* START Records *

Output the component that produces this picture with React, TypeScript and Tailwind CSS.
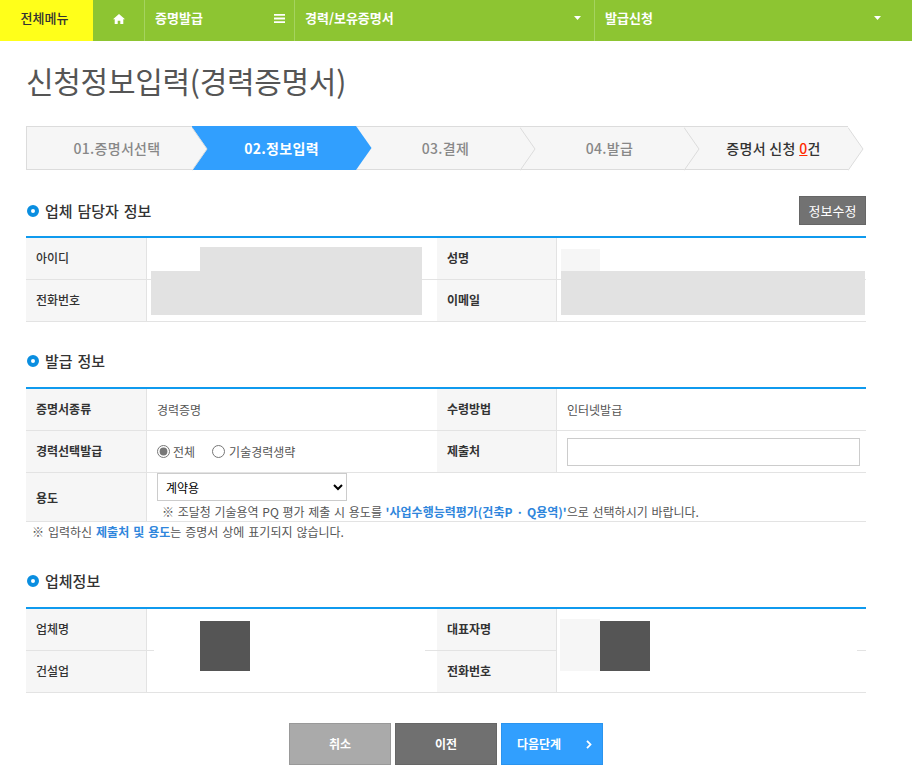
import React from "react";

const font = "font-['Noto_Sans_CJK_KR','Noto_Sans',sans-serif]";

function Caret() {
  return (
    <svg width="7" height="4" viewBox="0 0 7 4" className="shrink-0">
      <path d="M0 0h7L3.5 4z" fill="#fff" />
    </svg>
  );
}

function NavCell({ label, w, icon }: { label: string; w: string; icon: React.ReactNode }) {
  return (
    <div className={`${w} flex items-center justify-between pb-[5px] pl-[10px] border-r border-[#a5d35f] last:border-r-0 text-[13px] font-bold text-white`}>
      <span>{label}</span>
      {icon}
    </div>
  );
}

const steps = [
  { label: "01.증명서선택", kind: "first" },
  { label: "02.정보입력", kind: "active" },
  { label: "03.결제", kind: "" },
  { label: "04.발급", kind: "" },
];

function Arrow({ active }: { active: boolean }) {
  return (
    <svg width="16" height="44" viewBox="0 0 16 44" className="absolute left-full top-0 z-10">
      {active ? (
        <path d="M0 0L15.5 22L0 44z" fill="#319ffe" />
      ) : (
        <path d="M0 .5L15 22L0 43.5" fill="#f6f6f6" stroke="#dcdcdc" strokeWidth="1" />
      )}
    </svg>
  );
}

function Steps() {
  return (
    <div className="flex h-[44px] text-[14px] tracking-[0.3px]">
      {steps.map((s) => (
        <div
          key={s.label}
          className={
            s.kind === "active"
              ? "relative flex w-[164px] items-center justify-center bg-[#319ffe] pl-[15px] font-bold text-white"
              : s.kind === "first"
              ? "relative flex w-[166px] items-center justify-center border-y border-l border-[#dcdcdc] bg-[#f6f6f6] pl-[15px] font-medium text-[#888]"
              : "relative flex w-[164px] items-center justify-center border-y border-[#dcdcdc] bg-[#f6f6f6] pl-[15px] font-medium text-[#888]"
          }
        >
          {s.label}
          <Arrow active={s.kind === "active"} />
        </div>
      ))}
      <div className="relative flex w-[164px] items-center justify-center border-y border-[#dcdcdc] bg-[#f6f6f6] pl-[15px] font-medium text-[#333]">
        <span>
          증명서 신청 <u className="text-[#ff2a00]">0</u>건
        </span>
        <Arrow active={false} />
      </div>
    </div>
  );
}

function Heading({ children }: { children: React.ReactNode }) {
  return (
    <div className="ml-[1px] flex items-center gap-[6px] pt-[1px] text-[15px] font-medium text-[#333] [word-spacing:1.5px]">
      <span className="h-[12px] w-[12px] rounded-full border-[4px] border-[#0a8ee0] bg-white" />
      <span>{children}</span>
    </div>
  );
}

function Label({ children, tall, bold }: { children: React.ReactNode; tall?: boolean; bold?: boolean }) {
  return (
    <div className={`flex ${tall ? "h-[49px] pt-[1px]" : "h-[42px] pb-[2px]"} items-center border-r border-b border-[#e3e3e3] bg-[#f6f6f6] pl-[10px] text-[12px] ${bold ? "font-bold" : "font-medium"} text-[#333]`}>
      {children}
    </div>
  );
}

function Value({ children }: { children?: React.ReactNode }) {
  return (
    <div className="flex h-[42px] items-center border-b border-[#e3e3e3] pl-[10px] text-[12px] text-[#555]">
      {children}
    </div>
  );
}

const grid = "grid grid-cols-[121px_290px_120px_309px] border-t-2 border-[#0f9aee]";

function FlatButton({ label, cls, children }: { label: string; cls: string; children?: React.ReactNode }) {
  return (
    <button className={`flex h-[42px] w-[102px] items-center border text-[12px] font-bold text-white ${cls}`}>
      <span className="flex-1">{label}</span>
      {children}
    </button>
  );
}

export default function App() {
  return (
    <div className={`${font} w-[912px] bg-white pb-[6px]`}>
      <nav className="flex h-[41px] bg-[#8dc532]">
        <div className="flex w-[93px] items-center justify-center bg-[#ffff1a] pr-[4px] pb-[5px] text-[13px] font-medium text-[#333]">
          전체메뉴
        </div>
        <div className="flex w-[52px] items-center justify-center border-r border-[#a5d35f] pb-[3px]">
          <svg width="12" height="10" viewBox="0 0 12 10">
            <path d="M6 0L12 5.2H10.3V10H7.3V6.8H4.7V10H1.7V5.2H0z" fill="#fff" />
          </svg>
        </div>
        <NavCell
          label="증명발급"
          w="w-[150px] pr-[9px]"
          icon={
            <svg width="11" height="9" viewBox="0 0 11 9">
              <path d="M0 0h11v1.8H0zM0 3.6h11v1.8H0zM0 7.2h11V9H0z" fill="#fff" />
            </svg>
          }
        />
        <NavCell label="경력/보유증명서" w="w-[300px] pr-[13px]" icon={<Caret />} />
        <NavCell label="발급신청" w="w-[317px] pr-[31px]" icon={<Caret />} />
      </nav>

      <main className="ml-[26px] w-[840px]">
        <h1 className="flex h-[85px] items-center pb-[7px] text-[30px] font-normal tracking-[-0.3px] text-[#555]">
          신청정보입력(경력증명서)
        </h1>

        <Steps />

        <div className="mt-[26px] mb-[11px] flex h-[29px] items-center justify-between">
          <Heading>업체 담당자 정보</Heading>
          <button className="h-[29px] w-[67px] border border-[#666] bg-[#727272] text-[13px] text-white">
            정보수정
          </button>
        </div>
        <div className={`relative ${grid}`}>
          <Label>아이디</Label>
          <Value />
          <Label bold>성명</Label>
          <Value />
          <Label>전화번호</Label>
          <Value />
          <Label bold>이메일</Label>
          <Value />
          <div className="absolute left-[174px] top-[9px] h-[24px] w-[222px] bg-[#e2e2e2]" />
          <div className="absolute left-[125px] top-[33px] h-[44px] w-[271px] bg-[#e2e2e2]" />
          <div className="absolute left-[535px] top-[11px] h-[22px] w-[39px] bg-[#f6f6f6]" />
          <div className="absolute left-[535px] top-[33px] h-[44px] w-[304px] bg-[#e2e2e2]" />
        </div>

        <div className="mt-[24px] mb-[12px] flex h-[29px] items-center">
          <Heading>발급 정보</Heading>
        </div>
        <div className={grid}>
          <Label bold>증명서종류</Label>
          <Value>경력증명</Value>
          <Label bold>수령방법</Label>
          <Value>인터넷발급</Value>
          <Label bold>경력선택발급</Label>
          <Value>
            <label className="flex items-center gap-[3px]">
              <input type="radio" name="kind" defaultChecked className="m-0 h-[13px] w-[13px] accent-[#777]" />
              전체
            </label>
            <label className="ml-[17px] flex items-center gap-[4px]">
              <input type="radio" name="kind" className="m-0 h-[13px] w-[13px]" />
              기술경력생략
            </label>
          </Value>
          <Label bold>제출처</Label>
          <Value>
            <input className="h-[28px] w-[293px] border border-[#ccc] bg-white" />
          </Value>
          <Label tall bold>용도</Label>
          <div className="col-span-3 flex h-[49px] flex-col border-b border-[#e3e3e3] pl-[10px] text-[12px] text-[#555]">
            <select className="h-[28px] w-[190px] border border-[#ccc] bg-white pl-[4px] text-[12px] text-black">
              <option>계약용</option>
            </select>
            <p className="mt-[2px] pl-[5px] leading-[18px] [word-spacing:1px]">
              ※ 조달청 기술용역 PQ 평가 제출 시 용도를 <b className="text-[#2f86dc]">'사업수행능력평가(건축P · Q용역)'</b>으로 선택하시기 바랍니다.
            </p>
          </div>
        </div>
        <p className="flex h-[20px] items-center pl-[6px] text-[12px] text-[#555] [word-spacing:1.25px]">
          <span>
            ※ 입력하신 <b className="text-[#2f86dc]">제출처 및 용도</b>는 증명서 상에 표기되지 않습니다.
          </span>
        </p>

        <div className="mt-[24px] mb-[12px] flex h-[29px] items-center">
          <Heading>업체정보</Heading>
        </div>
        <div className={`relative ${grid}`}>
          <Label>업체명</Label>
          <Value />
          <Label bold>대표자명</Label>
          <Value />
          <Label>건설업</Label>
          <Value />
          <Label bold>전화번호</Label>
          <Value />
          <div className="absolute left-[128px] top-[10px] h-[70px] w-[271px] bg-white" />
          <div className="absolute left-[174px] top-[12px] h-[50px] w-[50px] bg-[#555]" />
          <div className="absolute left-[531px] top-[10px] h-[70px] w-[300px] bg-white" />
          <div className="absolute left-[534px] top-[10px] h-[52px] w-[40px] bg-[#f6f6f6]" />
          <div className="absolute left-[574px] top-[12px] h-[50px] w-[50px] bg-[#555]" />
        </div>

        <div className="mt-[30px] flex justify-center gap-[4px]">
          <FlatButton label="취소" cls="border-[#999] bg-[#aaa]" />
          <FlatButton label="이전" cls="border-[#666] bg-[#707070]" />
          <FlatButton label="다음단계" cls="border-[#2b94ee] bg-[#319ffe] pl-[15px] text-left">
            <svg width="6" height="9" viewBox="0 0 6 9" className="mr-[10px]">
              <path d="M1 .8L4.5 4.5L1 8.2" fill="none" stroke="#fff" strokeWidth="1.8" />
            </svg>
          </FlatButton>
        </div>
      </main>
    </div>
  );
}
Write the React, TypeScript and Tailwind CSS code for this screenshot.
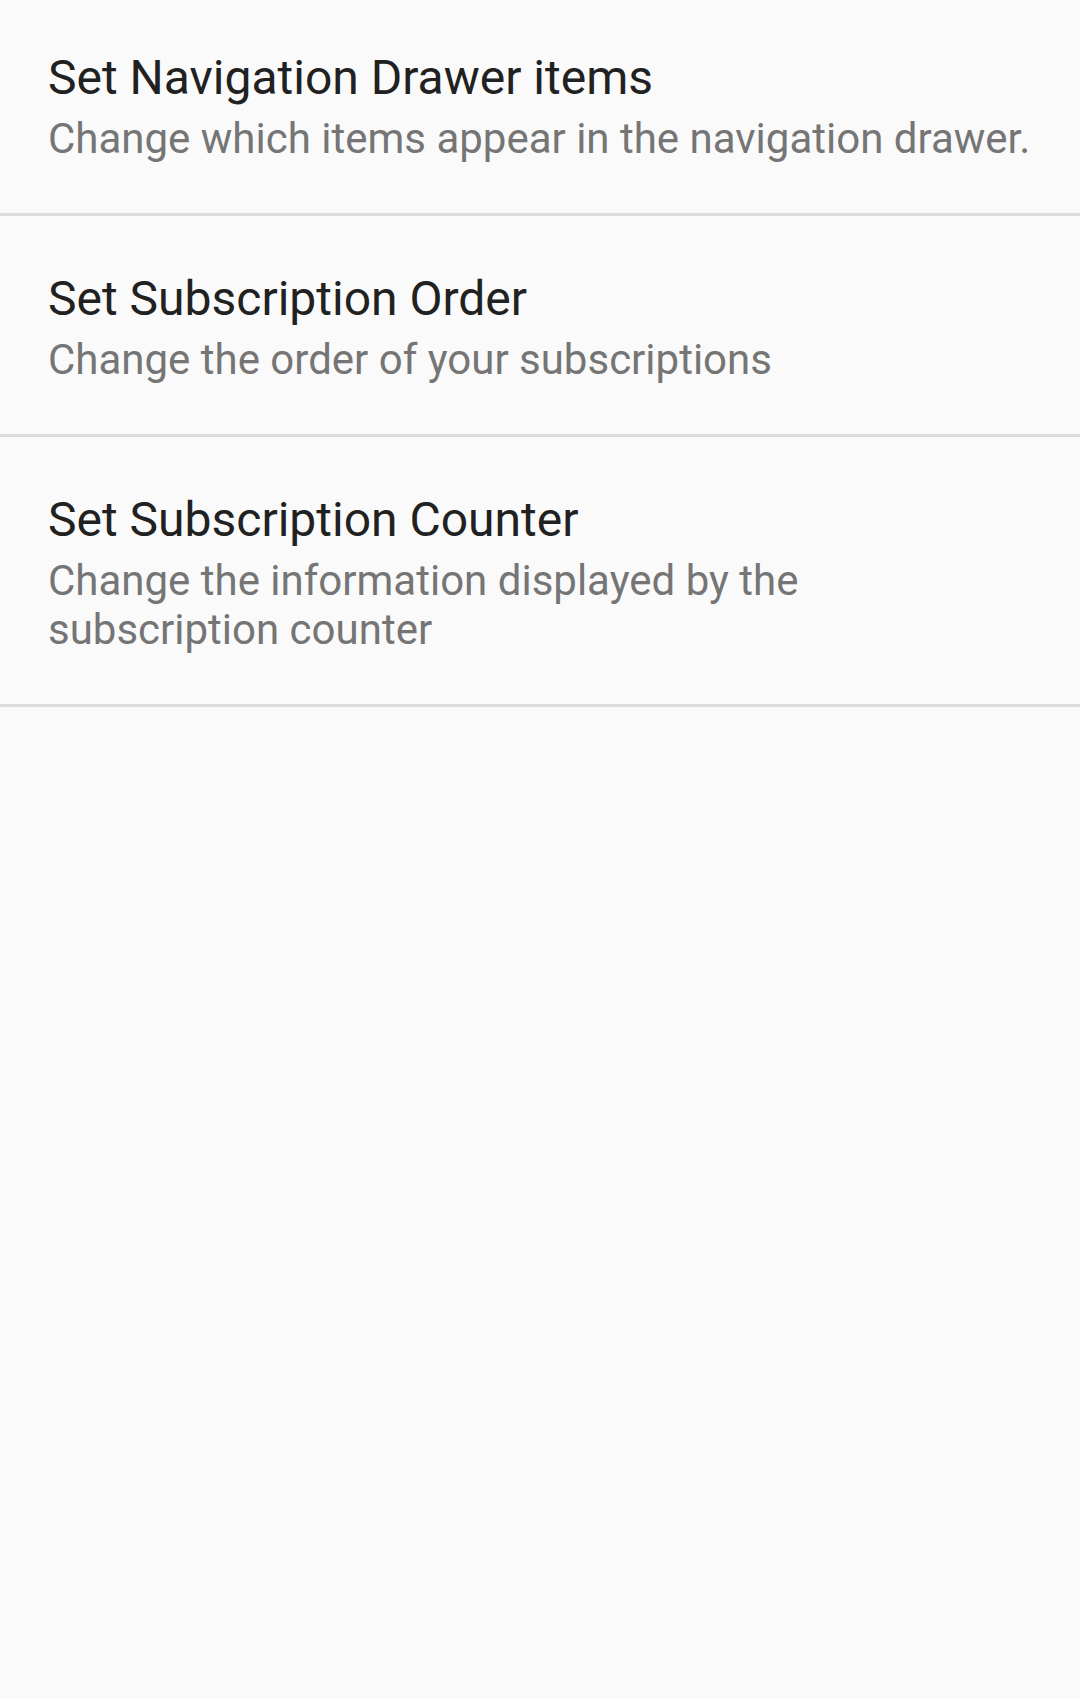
import React from "react";

interface PrefItem {
  id: number;
  title: string;
  summary: string;
}

const items: PrefItem[] = [
  {
    id: 1,
    title: "Set Navigation Drawer items",
    summary: "Change which items appear in the navigation drawer.",
  },
  {
    id: 2,
    title: "Set Subscription Order",
    summary: "Change the order of your subscriptions",
  },
  {
    id: 3,
    title: "Set Subscription Counter",
    summary: "Change the information displayed by the subscription counter",
  },
];

const App: React.FC = () => {
  return (
    <div
      className="min-h-[1699px] w-[1080px] bg-[#fafafa]"
      style={{ fontFamily: "Roboto, 'Noto Sans', sans-serif" }}
    >
      {items.map((item, i) => (
        <div
          key={item.id}
          className={`pl-12 pr-12 pb-[50px] border-b-[3px] border-[#dcdcdc] ${
            i === 0 ? "pt-[50px]" : "pt-[55px]"
          }`}
        >
          <div className="text-[48px] leading-[56px] text-[#212121]">
            {item.title}
          </div>
          <div className="mt-2 text-[42px] leading-[49px] text-[#757575]">
            {item.summary}
          </div>
        </div>
      ))}
    </div>
  );
};

export default App;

* END Records *

**Required work:** Exactly the lines from the one with "Write the React, TypeScript" through the end of the records should be written out, and only those. Pictures do not belong in the copy.

**Exercise result:**
Write the React, TypeScript and Tailwind CSS code for this screenshot.
import React from "react";

interface PrefItem {
  id: number;
  title: string;
  summary: string;
}

const items: PrefItem[] = [
  {
    id: 1,
    title: "Set Navigation Drawer items",
    summary: "Change which items appear in the navigation drawer.",
  },
  {
    id: 2,
    title: "Set Subscription Order",
    summary: "Change the order of your subscriptions",
  },
  {
    id: 3,
    title: "Set Subscription Counter",
    summary: "Change the information displayed by the subscription counter",
  },
];

const App: React.FC = () => {
  return (
    <div
      className="min-h-[1699px] w-[1080px] bg-[#fafafa]"
      style={{ fontFamily: "Roboto, 'Noto Sans', sans-serif" }}
    >
      {items.map((item, i) => (
        <div
          key={item.id}
          className={`pl-12 pr-12 pb-[50px] border-b-[3px] border-[#dcdcdc] ${
            i === 0 ? "pt-[50px]" : "pt-[55px]"
          }`}
        >
          <div className="text-[48px] leading-[56px] text-[#212121]">
            {item.title}
          </div>
          <div className="mt-2 text-[42px] leading-[49px] text-[#757575]">
            {item.summary}
          </div>
        </div>
      ))}
    </div>
  );
};

export default App;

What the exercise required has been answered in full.